Huyo de lo categórico, pero hoy voy a serlo.
Desde que comencé a trabajar en la televisión como presentadora de noticias he tenido que atender a otros compañeros periodistas concediendo entrevistas o reportajes para sus medios. Casi todos muy interesados en lo paradójico que resulta el binomio no ver e informar. Que ya me dirán dónde está tal paradoja. Y no han sido pocas tampoco las ocasiones en las que me han preguntado si una imagen vale más que mil palabras. La imagen es a la par poderosa y sugerente. A la imagen no hacemos más que reconocerle virtudes. El hecho mismo de cuestionar el refrán sitúa a la imagen en un lugar VIP, porque el que formula la pregunta parte de la base de que la imagen es superior, en este caso, a la palabra. Y sin embargo, pensamos con palabras, gracias al lenguaje. Pero cuando confrontamos a la imagen con otros sentidos, los hermanitos pequeños de la vista, claramente salen perdiendo. Las personas ciegas también.
¿A qué se le presta más atención, a la vista o al tacto? Sin duda a la vista. El sentido más sobrevalorado de los cinco.
Como ciega padezco esa preeminencia de la vista casi a diario y estoicamente sufro en silencio que el criterio visual prime sobre el táctil. En silencio, porque de sobra sé que el vidente ha caído en la trampa de sus propios ojos. No existe la ilusión táctil, mientras que la ilusión óptica es la base de una disciplina tan antigua como la prestidigitación o la magia. El tacto no te engaña. Lo ideal, no obstante, es poder disfrutar del aporte de los cinco. No vayan a considerarme una extremista sensual.
El otro día me volvió a suceder: el criterio visual venció. Ocurrió en la peluquería, como podía haber ocurrido en el probador de una tienda o en cualquier otro lugar.
La peluquera me advirtió que usaría una tenacilla nueva. La dejé hacer y, al terminar, como es mi costumbre, me palpé exploratoriamente el resultado. Las ondas que me habían hecho me parecieron más cerradas de lo habitual.
-Te queda estupendo con estas tenacillas –comentó la estilista.
-Pero estas ondas son más cerradas y pequeñas, ¿no? –valoré.
-A la vista se ve como siempre, o mucho mejor, el resultado es mejor –concluyó.
Pero mis dedos me mostraban una realidad diferente de la habitual. ¿Quién llevaba razón? Sin entrar a valorar el resultado como mejor o peor, ¿eran las ondas objetivamente iguales o distintas?
Al tacto distintas. A la vista… ¿iguales o aparentemente iguales?

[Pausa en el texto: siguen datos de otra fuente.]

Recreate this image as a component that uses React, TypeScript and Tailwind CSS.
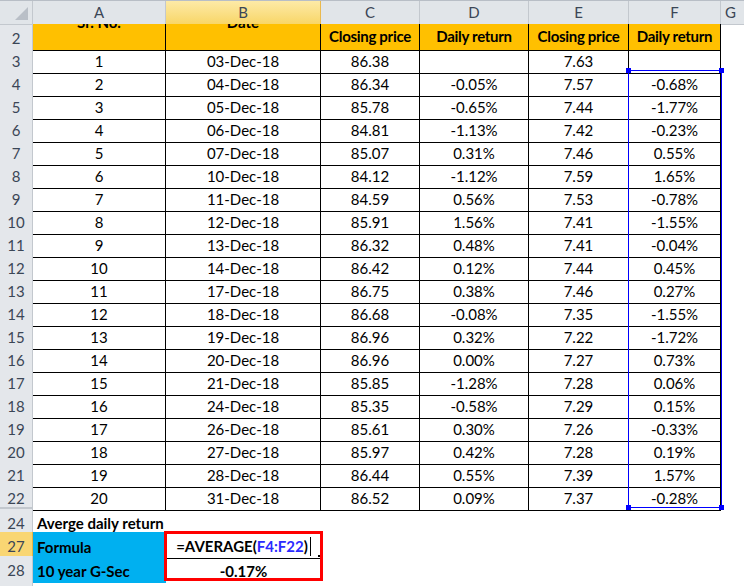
import React from 'react';

// Excel 2010 style sheet: daily returns with average formula
const rows: [string, string, string, string, string, string][] = [
  ['1', '03-Dec-18', '86.38', '', '7.63', ''],
  ['2', '04-Dec-18', '86.34', '-0.05%', '7.57', '-0.68%'],
  ['3', '05-Dec-18', '85.78', '-0.65%', '7.44', '-1.77%'],
  ['4', '06-Dec-18', '84.81', '-1.13%', '7.42', '-0.23%'],
  ['5', '07-Dec-18', '85.07', '0.31%', '7.46', '0.55%'],
  ['6', '10-Dec-18', '84.12', '-1.12%', '7.59', '1.65%'],
  ['7', '11-Dec-18', '84.59', '0.56%', '7.53', '-0.78%'],
  ['8', '12-Dec-18', '85.91', '1.56%', '7.41', '-1.55%'],
  ['9', '13-Dec-18', '86.32', '0.48%', '7.41', '-0.04%'],
  ['10', '14-Dec-18', '86.42', '0.12%', '7.44', '0.45%'],
  ['11', '17-Dec-18', '86.75', '0.38%', '7.46', '0.27%'],
  ['12', '18-Dec-18', '86.68', '-0.08%', '7.35', '-1.55%'],
  ['13', '19-Dec-18', '86.96', '0.32%', '7.22', '-1.72%'],
  ['14', '20-Dec-18', '86.96', '0.00%', '7.27', '0.73%'],
  ['15', '21-Dec-18', '85.85', '-1.28%', '7.28', '0.06%'],
  ['16', '24-Dec-18', '85.35', '-0.58%', '7.29', '0.15%'],
  ['17', '26-Dec-18', '85.61', '0.30%', '7.26', '-0.33%'],
  ['18', '27-Dec-18', '85.97', '0.42%', '7.28', '0.19%'],
  ['19', '28-Dec-18', '86.44', '0.55%', '7.39', '1.57%'],
  ['20', '31-Dec-18', '86.52', '0.09%', '7.37', '-0.28%'],
];

const grid = 'grid grid-cols-[33px_133px_155px_99px_109px_100px_92px_1fr]';
const rowHead =
  'flex items-center justify-center bg-[#e4e7eb] border-r border-b border-[#c3c8ce] text-[#3b4656] text-[15px]';

function ColHead({ label, active }: { label: string; active?: boolean }) {
  return (
    <div
      className={
        active
          ? 'flex items-center justify-center border-r border-b border-[#eab94e] bg-gradient-to-b from-[#fdeaa6] to-[#f8d666] text-[#3b4656] text-[15px]'
          : 'flex items-center justify-center border-r border-b border-[#c3c8ce] bg-[#e1e5e9] text-[#3b4656] text-[15px]'
      }
    >
      {label}
    </div>
  );
}

export default function App() {
  return (
    <div className="relative w-[744px] h-[586px] overflow-hidden bg-white font-['Lato',sans-serif] text-black">
      {/* column headers */}
      <div className={`${grid} h-[24px] border-t border-[#b8bec6]`}>
        <div className="relative bg-[#e1e5e9] border-r border-b border-[#c3c8ce]">
          <div className="absolute right-[4px] bottom-[4px] w-0 h-0 border-l-[13px] border-l-transparent border-b-[13px] border-b-[#b9bfc7]" />
        </div>
        <ColHead label="A" />
        <ColHead label="B" active />
        <ColHead label="C" />
        <ColHead label="D" />
        <ColHead label="E" />
        <ColHead label="F" />
        <div className="flex items-center pl-[4px] bg-[#e1e5e9] border-b border-[#c3c8ce] text-[#3b4656] text-[15px]">G</div>
      </div>

      {/* row 2: table header */}
      <div className={`${grid} h-[23px]`}>
        <div className={`${rowHead} pt-[3px]`}>2</div>
        <div className="overflow-hidden bg-[#ffc000] border-r border-b border-black text-center font-bold text-[15px] leading-[15px] -mt-0">
          <div className="-mt-[9px]">Sr. No.</div>
        </div>
        <div className="overflow-hidden bg-[#ffc000] border-r border-b border-black text-center font-bold text-[15px] leading-[15px]">
          <div className="-mt-[9px]">Date</div>
        </div>
        {['Closing price', 'Daily return', 'Closing price', 'Daily return'].map((h, i) => (
          <div
            key={i}
            className="flex items-end justify-center pb-[2px] bg-[#ffc000] border-r border-b border-black font-bold text-[15px] tracking-[-0.3px] whitespace-nowrap"
          >
            {h}
          </div>
        ))}
        <div />
      </div>

      {/* data rows 3-22 */}
      {rows.map((r, i) => (
        <div key={i} className={`${grid} h-[23px]`}>
          <div className={`${rowHead} pt-[3px]`}>{i + 3}</div>
          {r.map((v, j) => (
            <div key={j} className="flex items-center justify-center pt-[3px] border-r border-b border-black text-[15px]">
              {v}
            </div>
          ))}
          <div />
        </div>
      ))}

      {/* row 24 */}
      <div className={`${grid} h-[25px]`}>
        <div className={`${rowHead} pt-[3px] border-t-2 border-t-[#c3c8ce]`}>24</div>
        <div className="flex items-center pl-[4px] pt-[3px] font-bold text-[15px] whitespace-nowrap">Averge daily return</div>
      </div>

      {/* row 27 */}
      <div className={`${grid} h-[24px]`}>
        <div className="flex items-center justify-center pt-[3px] bg-[#f9d673] border-r border-b border-[#e5b347] text-[#3b4656] text-[15px]">
          27
        </div>
        <div className="flex items-center pl-[4px] pt-[3px] bg-[#00b0f0] font-bold text-[15px]">Formula</div>
        <div className="relative flex items-center justify-center pt-[3px] border-b border-black font-bold text-[15px]">
          <span>
            =AVERAGE(<span className="text-[#2b2bff]">F4:F22</span>)
          </span>
          <span className="ml-[2px] w-px h-[19px] bg-black" />
          <span className="absolute right-[0px] bottom-[1px] w-[3px] h-[2px] bg-black" />
        </div>
      </div>

      {/* row 28 */}
      <div className={`${grid} h-[23px]`}>
        <div className={`${rowHead} pt-[3px]`}>28</div>
        <div className="flex items-center pl-[4px] pt-[3px] bg-[#00b0f0] font-bold text-[15px]">10 year G-Sec</div>
        <div className="flex items-center justify-center pt-[3px] font-bold text-[15px]">-0.17%</div>
      </div>

      {/* row 29 (cut off) */}
      <div className={`${grid} h-[23px]`}>
        <div className={`${rowHead} pt-[3px]`}>29</div>
      </div>

      {/* formula reference highlight on F4:F22 */}
      <div className="absolute left-[628px] top-[70px] w-[94px] h-[438px] border border-[#0000ff] pointer-events-none">
        <span className="absolute -left-[3px] -top-[3px] w-[5px] h-[5px] bg-[#0000ff]" />
        <span className="absolute -right-[3px] -top-[3px] w-[5px] h-[5px] bg-[#0000ff]" />
        <span className="absolute -left-[3px] -bottom-[3px] w-[5px] h-[5px] bg-[#0000ff]" />
        <span className="absolute -right-[3px] -bottom-[3px] w-[5px] h-[5px] bg-[#0000ff]" />
      </div>

      {/* red callout box around the result */}
      <div className="absolute left-[164px] top-[531px] w-[159px] h-[50px] border-[3px] border-[#ff0000] pointer-events-none" />
    </div>
  );
}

Si algo he aprendido en estos años sin ver es que la memoria táctil suele ser más persistente. Se te graba una distancia, algo tangible.
El resultado, aseguraba, era mejor. Si algo es mejor que otra cosa quiere decirse que hay una diferencia y esa información me había sido revelada por el tacto. Sin embargo, el resultado, aprehendido a través de la vista, era aparentemente igual y para reforzarlo se cualificaba como “mejor”.
Así que como si fuera una bola de papel inservible, mi percepción táctil fue arrojada a la papelera virtual con la siguiente frase:
-Sé lo que quieres decir, pero no es lo que se ve.
Y como no es lo que se ve, que es lo que se toca, carece de valor. Ya se sabe, “por lo visto”, en nuestra sociedad, lo que se ve es lo que cuenta. Yo no pienso discutir. Las palabras se las lleva el viento.